Programming Data Collection For SEO Research
Last month, I showed you three tricks I use when gathering data on websites. I used these techniques to download webpages into a local folder. In and of themselves, these procedures are not SEO; however, a search engine optimization professional working on a large or enterprise website ought to know how to do this. In this […]
Last month, I showed you three tricks I use when gathering data on websites. I used these techniques to download webpages into a local folder. In and of themselves, these procedures are not SEO; however, a search engine optimization professional working on a large or enterprise website ought to know how to do this. In this article, I’ll show you how to:
- Make a list of pages inside a folder
- Set up a development environment
- Open webpages from a script and extract data
If you learn these procedures, I am certain you will find legitimate opportunities to use each, together or alone.

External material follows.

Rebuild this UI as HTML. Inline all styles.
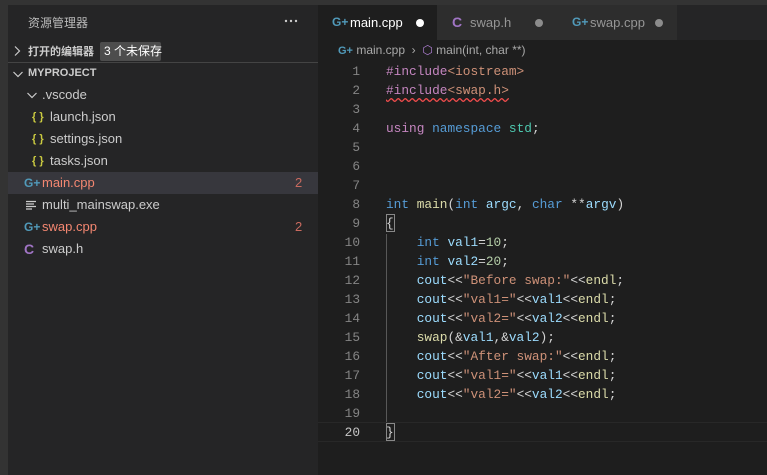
<!DOCTYPE html>
<html><head><meta charset="utf-8"><style>
*{margin:0;padding:0;box-sizing:border-box}
body{width:767px;height:475px;background:#1e1e1e;overflow:hidden;position:relative;font-family:"Liberation Sans","Noto Sans CJK SC",sans-serif;font-size:13px;color:#cccccc}
.a{position:absolute;white-space:pre}
#top{left:0;top:0;width:767px;height:5px;background:#333}
#act{left:0;top:5px;width:8px;height:470px;background:#333}
#side{left:8px;top:5px;width:310px;height:470px;background:#252526}
.row{position:absolute;left:8px;width:310px;height:22px;line-height:22px}
.cpp{color:#519aba;font-weight:bold;font-size:12px}
.ch{color:#a074c4;font-weight:bold;font-size:14px}
.js{color:#cbcb41;font-weight:bold;font-size:11px}
.red{color:#f48771}
#tabs{left:318px;top:5px;width:449px;height:35px;background:#252526}
.tab{position:absolute;top:5px;height:35px;line-height:35px;width:120px;background:#2d2d2d;color:#969696}
.dot{position:absolute;width:8px;height:8px;border-radius:4px;top:14px}
.code{font-family:"Liberation Mono",monospace;font-size:12.8px;line-height:19px}
.ln{position:absolute;left:320px;width:40px;text-align:right;color:#858585}
.cl{position:absolute;left:386px}
.k{color:#569cd6}.p{color:#c586c0}.s{color:#ce9178}.v{color:#9cdcfe}.f{color:#dcdcaa}.n{color:#b5cea8}.t{color:#4ec9b0}.w{color:#d4d4d4}
</style></head><body>
<div class="a" id="top"></div><div class="a" id="act"></div><div class="a" id="side"></div>
<div class="a" style="left:28px;top:14px;font-size:12px;color:#bbb">资源管理器</div>
<svg class="a" style="left:284px;top:19px" width="14" height="4"><circle cx="2" cy="2" r="1.2" fill="#ccc"/><circle cx="7" cy="2" r="1.2" fill="#ccc"/><circle cx="12" cy="2" r="1.2" fill="#ccc"/></svg>
<svg class="a" style="left:13px;top:45px" width="8" height="12"><path d="M2 1.5L6.5 6L2 10.5" stroke="#ccc" stroke-width="1.2" fill="none"/></svg>
<div class="a" style="left:28px;top:43px;font-size:11px;font-weight:bold;color:#ccc">打开的编辑器</div>
<div class="a" style="left:100px;top:42px;width:61px;height:19px;background:#4d4d4d;border-radius:2px;font-size:12px;line-height:19px;padding-left:4px;color:#fff">3 个未保存</div>
<div class="a" style="left:8px;top:62px;width:310px;height:1px;background:#444"></div>
<svg class="a" style="left:12px;top:70px" width="12" height="8"><path d="M1.5 2L6 6.5L10.5 2" stroke="#ccc" stroke-width="1.2" fill="none"/></svg>
<div class="a" style="left:28px;top:67px;font-size:11px;font-weight:bold;color:#ccc">MYPROJECT</div>
<div class="row" style="top:84px"><svg class="a" style="left:18px;top:7px" width="12" height="8"><path d="M1.5 2L6 6.5L10.5 2" stroke="#ccc" stroke-width="1.2" fill="none"/></svg><span class="a" style="left:34px">.vscode</span></div>
<div class="row" style="top:106px"><span class="a js" style="left:24px">{ }</span><span class="a" style="left:42px">launch.json</span></div>
<div class="row" style="top:128px"><span class="a js" style="left:24px">{ }</span><span class="a" style="left:42px">settings.json</span></div>
<div class="row" style="top:150px"><span class="a js" style="left:24px">{ }</span><span class="a" style="left:42px">tasks.json</span></div>
<div class="row" style="top:172px;background:#37373d"><span class="a cpp" style="left:16px">G+</span><span class="a red" style="left:34px">main.cpp</span><span class="a red" style="left:287px;color:#c96a5f">2</span></div>
<div class="row" style="top:194px"><svg class="a" style="left:18px;top:6px" width="11" height="10"><path d="M0 1.5H10M0 4H8M0 6.5H10M0 9H6" stroke="#ccc" stroke-width="1.2"/></svg><span class="a" style="left:34px">multi_mainswap.exe</span></div>
<div class="row" style="top:216px"><span class="a cpp" style="left:16px">G+</span><span class="a red" style="left:34px">swap.cpp</span><span class="a red" style="left:287px;color:#c96a5f">2</span></div>
<div class="row" style="top:238px"><span class="a ch" style="left:16px">C</span><span class="a" style="left:34px">swap.h</span></div>

<div class="a" id="tabs"></div>
<div class="tab" style="left:318px;width:119px;background:#1e1e1e;color:#fff"><span class="a cpp" style="left:14px">G+</span><span class="a" style="left:32px">main.cpp</span><span class="dot" style="left:98px;background:#fff"></span></div>
<div class="tab" style="left:437px"><span class="a ch" style="left:15px">C</span><span class="a" style="left:33px">swap.h</span><span class="dot" style="left:98px;background:#8c8c8c"></span></div>
<div class="tab" style="left:557px"><span class="a cpp" style="left:15px">G+</span><span class="a" style="left:33px">swap.cpp</span><span class="dot" style="left:98px;background:#8c8c8c"></span></div>

<div class="a" style="left:338px;top:43px;font-size:12px;color:#a9a9a9"><span class="cpp" style="font-size:11px">G+</span> main.cpp  ›  <span style="color:#b180d7">⬡</span> main(int, char **)</div>

<div class="a" style="left:386px;top:234px;width:1px;height:190px;background:#585858"></div>
<div class="a" style="left:318px;top:422px;width:449px;height:20px;border-top:1px solid #282828;border-bottom:1px solid #282828"></div>
<div class="a" style="left:386px;top:214px;width:9px;height:18px;border:1px solid #888"></div>
<div class="a" style="left:386px;top:423px;width:9px;height:18px;border:1px solid #888"></div>

<div class="code">
<div class="a ln" style="top:62px">1</div><div class="a cl" style="top:62px"><span class="p">#include</span><span class="s">&lt;iostream&gt;</span></div>
<div class="a ln" style="top:81px">2</div><div class="a cl" style="top:81px;text-decoration:underline wavy #f14c4c;text-underline-offset:3px"><span class="p">#include</span><span class="s">&lt;swap.h&gt;</span></div>
<div class="a ln" style="top:100px">3</div>
<div class="a ln" style="top:119px">4</div><div class="a cl" style="top:119px"><span class="p">using</span> <span class="k">namespace</span> <span class="t">std</span><span class="w">;</span></div>
<div class="a ln" style="top:138px">5</div>
<div class="a ln" style="top:157px">6</div>
<div class="a ln" style="top:176px">7</div>
<div class="a ln" style="top:195px">8</div><div class="a cl" style="top:195px"><span class="k">int</span> <span class="f">main</span><span class="w">(</span><span class="k">int</span> <span class="v">argc</span><span class="w">, </span><span class="k">char</span> <span class="w">**</span><span class="v">argv</span><span class="w">)</span></div>
<div class="a ln" style="top:214px">9</div><div class="a cl w" style="top:214px">{</div>
<div class="a ln" style="top:233px">10</div><div class="a cl" style="top:233px">    <span class="k">int</span> <span class="v">val1</span><span class="w">=</span><span class="n">10</span><span class="w">;</span></div>
<div class="a ln" style="top:252px">11</div><div class="a cl" style="top:252px">    <span class="k">int</span> <span class="v">val2</span><span class="w">=</span><span class="n">20</span><span class="w">;</span></div>
<div class="a ln" style="top:271px">12</div><div class="a cl" style="top:271px">    <span class="v">cout</span><span class="w">&lt;&lt;</span><span class="s">"Before swap:"</span><span class="w">&lt;&lt;</span><span class="f">endl</span><span class="w">;</span></div>
<div class="a ln" style="top:290px">13</div><div class="a cl" style="top:290px">    <span class="v">cout</span><span class="w">&lt;&lt;</span><span class="s">"val1="</span><span class="w">&lt;&lt;</span><span class="v">val1</span><span class="w">&lt;&lt;</span><span class="f">endl</span><span class="w">;</span></div>
<div class="a ln" style="top:309px">14</div><div class="a cl" style="top:309px">    <span class="v">cout</span><span class="w">&lt;&lt;</span><span class="s">"val2="</span><span class="w">&lt;&lt;</span><span class="v">val2</span><span class="w">&lt;&lt;</span><span class="f">endl</span><span class="w">;</span></div>
<div class="a ln" style="top:328px">15</div><div class="a cl" style="top:328px">    <span class="f">swap</span><span class="w">(&amp;</span><span class="v">val1</span><span class="w">,&amp;</span><span class="v">val2</span><span class="w">);</span></div>
<div class="a ln" style="top:347px">16</div><div class="a cl" style="top:347px">    <span class="v">cout</span><span class="w">&lt;&lt;</span><span class="s">"After swap:"</span><span class="w">&lt;&lt;</span><span class="f">endl</span><span class="w">;</span></div>
<div class="a ln" style="top:366px">17</div><div class="a cl" style="top:366px">    <span class="v">cout</span><span class="w">&lt;&lt;</span><span class="s">"val1="</span><span class="w">&lt;&lt;</span><span class="v">val1</span><span class="w">&lt;&lt;</span><span class="f">endl</span><span class="w">;</span></div>
<div class="a ln" style="top:385px">18</div><div class="a cl" style="top:385px">    <span class="v">cout</span><span class="w">&lt;&lt;</span><span class="s">"val2="</span><span class="w">&lt;&lt;</span><span class="v">val2</span><span class="w">&lt;&lt;</span><span class="f">endl</span><span class="w">;</span></div>
<div class="a ln" style="top:404px">19</div>
<div class="a ln" style="top:423px;color:#c6c6c6">20</div><div class="a cl w" style="top:423px">}</div>
</div>
</body></html>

Create A List Of Files In A Directory
Mac users may wonder why I am bothering to go over how to take a list of files inside a directory and turn their names into a text list. On the Mac, you just have to:
- Select all the files names in the folder and hit copy
- Create an empty text file
- In the menu, select Edit, then Paste and Match Style
In Windows, on the other hand, there is no easy way to do this. Here’s my recipe:
- Create a text file named dir.bat
- Into the file, type the line dir /b /o:en > dir.txt
- Save, close, then drop this file into the directory for which you want the list of files
- Double click on the file to run the script
- The .bat file will make a new text file with the list of file names
Now that you have a list of files, let’s open one up and find the content you are looking for.
Set Up A PHP Environment
If the thought of setting-up a PHP environment scares you, relax. All you need is a hosted website or a disk drive. A hosting account is the easiest way to go here. It includes PHP, so all you need is an FTP program to create a subfolder and upload your script files.

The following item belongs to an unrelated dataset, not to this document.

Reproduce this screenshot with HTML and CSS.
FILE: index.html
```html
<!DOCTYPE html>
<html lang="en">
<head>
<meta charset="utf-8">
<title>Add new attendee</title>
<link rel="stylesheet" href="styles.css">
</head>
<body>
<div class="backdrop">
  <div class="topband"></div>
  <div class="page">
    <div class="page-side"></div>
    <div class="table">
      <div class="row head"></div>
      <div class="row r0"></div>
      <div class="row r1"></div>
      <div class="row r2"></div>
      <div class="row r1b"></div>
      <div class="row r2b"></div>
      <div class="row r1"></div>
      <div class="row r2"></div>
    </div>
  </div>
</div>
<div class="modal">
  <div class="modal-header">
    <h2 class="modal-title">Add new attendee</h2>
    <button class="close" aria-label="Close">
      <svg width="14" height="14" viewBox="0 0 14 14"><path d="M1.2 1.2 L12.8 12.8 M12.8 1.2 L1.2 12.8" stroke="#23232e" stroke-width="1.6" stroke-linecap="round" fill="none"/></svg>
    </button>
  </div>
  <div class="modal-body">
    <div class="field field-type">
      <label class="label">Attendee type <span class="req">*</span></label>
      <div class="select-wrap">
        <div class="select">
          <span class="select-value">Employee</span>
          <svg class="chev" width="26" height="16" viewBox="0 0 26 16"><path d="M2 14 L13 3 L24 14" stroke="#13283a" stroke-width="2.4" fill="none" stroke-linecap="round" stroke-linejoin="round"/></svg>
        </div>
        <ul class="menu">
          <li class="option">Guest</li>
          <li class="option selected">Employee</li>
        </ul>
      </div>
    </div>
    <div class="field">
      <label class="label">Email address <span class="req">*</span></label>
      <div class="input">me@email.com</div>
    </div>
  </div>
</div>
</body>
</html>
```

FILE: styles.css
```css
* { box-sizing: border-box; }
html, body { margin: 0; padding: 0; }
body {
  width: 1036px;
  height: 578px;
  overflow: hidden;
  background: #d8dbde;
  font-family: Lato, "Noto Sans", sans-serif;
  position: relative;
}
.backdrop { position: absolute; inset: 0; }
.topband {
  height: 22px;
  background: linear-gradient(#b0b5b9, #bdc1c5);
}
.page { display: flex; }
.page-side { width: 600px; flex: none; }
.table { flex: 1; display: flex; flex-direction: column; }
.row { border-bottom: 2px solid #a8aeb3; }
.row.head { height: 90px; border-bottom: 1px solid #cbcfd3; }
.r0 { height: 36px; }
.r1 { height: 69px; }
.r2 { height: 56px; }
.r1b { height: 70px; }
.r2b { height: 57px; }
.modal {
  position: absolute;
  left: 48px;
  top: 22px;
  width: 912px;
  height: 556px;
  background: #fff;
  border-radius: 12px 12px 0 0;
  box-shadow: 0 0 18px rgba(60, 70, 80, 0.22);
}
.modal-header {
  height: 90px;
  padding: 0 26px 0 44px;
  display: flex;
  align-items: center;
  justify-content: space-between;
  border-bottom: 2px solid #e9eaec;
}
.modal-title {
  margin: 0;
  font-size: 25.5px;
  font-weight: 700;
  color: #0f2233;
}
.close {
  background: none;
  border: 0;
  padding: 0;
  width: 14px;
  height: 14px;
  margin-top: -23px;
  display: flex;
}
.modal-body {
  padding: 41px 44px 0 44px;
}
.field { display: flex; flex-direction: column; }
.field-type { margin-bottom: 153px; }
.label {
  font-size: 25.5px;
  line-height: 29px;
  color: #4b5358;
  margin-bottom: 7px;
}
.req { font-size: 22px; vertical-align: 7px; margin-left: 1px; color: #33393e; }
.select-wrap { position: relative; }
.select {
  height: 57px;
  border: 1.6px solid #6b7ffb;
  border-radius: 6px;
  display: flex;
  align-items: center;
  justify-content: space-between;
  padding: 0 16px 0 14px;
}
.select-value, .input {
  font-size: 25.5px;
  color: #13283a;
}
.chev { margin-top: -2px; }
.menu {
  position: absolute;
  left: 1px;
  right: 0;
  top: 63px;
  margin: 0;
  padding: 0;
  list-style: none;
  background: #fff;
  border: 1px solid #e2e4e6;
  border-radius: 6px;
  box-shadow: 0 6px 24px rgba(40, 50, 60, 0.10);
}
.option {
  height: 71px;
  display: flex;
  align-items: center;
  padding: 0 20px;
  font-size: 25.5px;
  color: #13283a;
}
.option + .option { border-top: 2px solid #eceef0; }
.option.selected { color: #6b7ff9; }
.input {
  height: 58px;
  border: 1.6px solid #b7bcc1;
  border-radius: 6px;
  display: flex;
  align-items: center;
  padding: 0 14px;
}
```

For example, I created a simple Hello World script on one of my sites. If you do not have a hosted site, you can create your own Apache with PHP environment for free with XAMPP. XAMPP installs Apache, PHP, MySQL, and some other programs that, together, create a development environment on your disk. I keep XAMPP on the thumb drive so I always have my scripts available wherever there’s a PC with a USB port. After installing XAMPP:
- Visit the XAMPP directory and run xampp-control.exe
- Start Apache
- In a Web browser, visit https://localhost
Website spaces go into /xampp/htdocs/ as a subfolder; for example, the scripts go in /xampp/htdocs/scripts/. Copy and save the following as /xampp/htdocs/scripts/hello-world.php:
<?php echo “<html><head><title>Hello World</title></head><body><p style=\”font-family: \’Segoe UI\’, Tahoma, Geneva, Verdana, sans-serif; font-size: x-large; color: #FFFFFF; background-color: #8E8E17; margin-top: 250px; padding: 25px 25px 25px 25px;text-align:center\”>Hello World. Seattle Calling. </p><p style=\”font-family: \’Segoe UI\’, Tahoma, Geneva, Verdana, sans-serif; font-size: x-large; color: #FFFFFF; background-color: #8E8E17; margin-top: 0px; padding: 25px 25px 25px 25px;text-align:center\”>You can <a href=\”javascript:history.go(-1)\”>[Go Back]</a> now.</p></body></html>”; ?>
To run the script, visit https://localhost/scripts/hello-world.php. Whether you put a subfolder on a hosted Web account or install XAMPP, either will function as your development environment. I prefer XAMPP on my thumb drive because I can save and execute files without having to upload them.
Extract Content From A Webpage
Enter this script into your development environment as twitter-followers.php.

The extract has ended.